How to Create an Editorial Strategy for Your Blog – Part One

how to create an editorial strategy for your blog - part one

how to create an editorial strategy for your blog - part oneIn my first post of the year, I confessed my blogging sins and provided some insights around what caused me to blog less the past few years, and what I learned from the process. This posts was the first step in my journey to blog more in 2016.

If you read my post, you know I put some of the blame on not having a clearly-defined editorial strategy. If you’re going to blog, I believe it’s worth taking the time to create an editorial strategy. Doing this will help you maintain focus over time, but also help you to be more successful in your blogging efforts.

About This Two-Part Series

Inspired by my recent reflection and subsequent thinking about where I want to go from here with Journalistics, I’ve written a two-part post on how to create an editorial strategy for your blog.
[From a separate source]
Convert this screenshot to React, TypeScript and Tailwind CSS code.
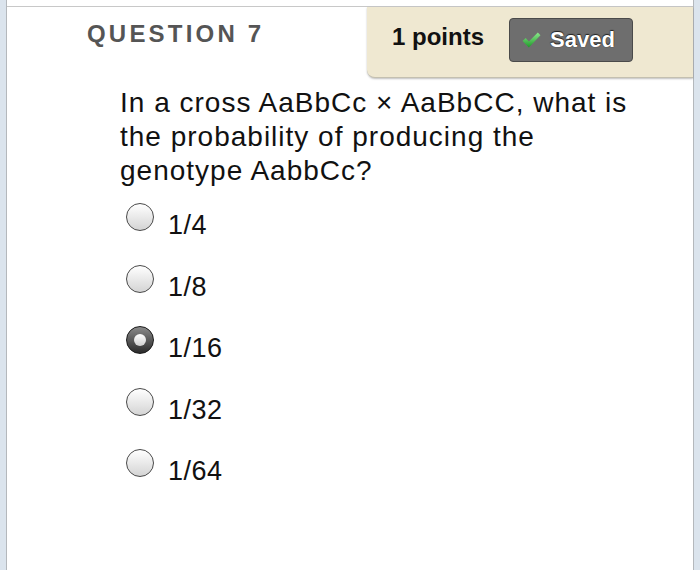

My hope is these posts will help you clarify the strategy for your blog, as well as provide me with a timely excuse to do the same for Journalistics.

In this age of content marketing we’re living in, it seems like every organization is blogging in hopes of capturing some inbound marketing magic (you can thank HubSpot for that). Whether you’re publishing on behalf of an organization or for personal reasons, I suspect many of you don’t have a written strategy for your blog. In survey after survey about content marketing, it’s pretty consistent that 40-60% of organizations don’t have a written content strategy.

Don’t get me wrong, I’m a huge fan of HubSpot – and content marketing, brand journalism, inbound marketing, demand generation and marketing automation. Whatever category your work falls into, these programs are successful because they work. But you will be far more successful on the other side of completing this strategy exercise. If you fall into the group that works off of a written editorial strategy already, these posts will probably tell you what you already know – in which case, I hope you’ll add your thoughts to help our less-fortunate readers.

Over the course of these two posts, I’ll explore this topic in depth, and also providing you with a process you can follow to create your editorial strategy from start to finish.

In this first part, I’m providing some suggestions for existing blogs that either will be creating an editorial strategy for the first time, or rather want to revise their strategy to better reflect their focus in 2016. If you’re just starting out, or you plan to launch a blog later this year, you should skip ahead to Part Two (which I’ll be publishing tomorrow), which will provide the step-by-step process for creating your editorial strategy for the first time.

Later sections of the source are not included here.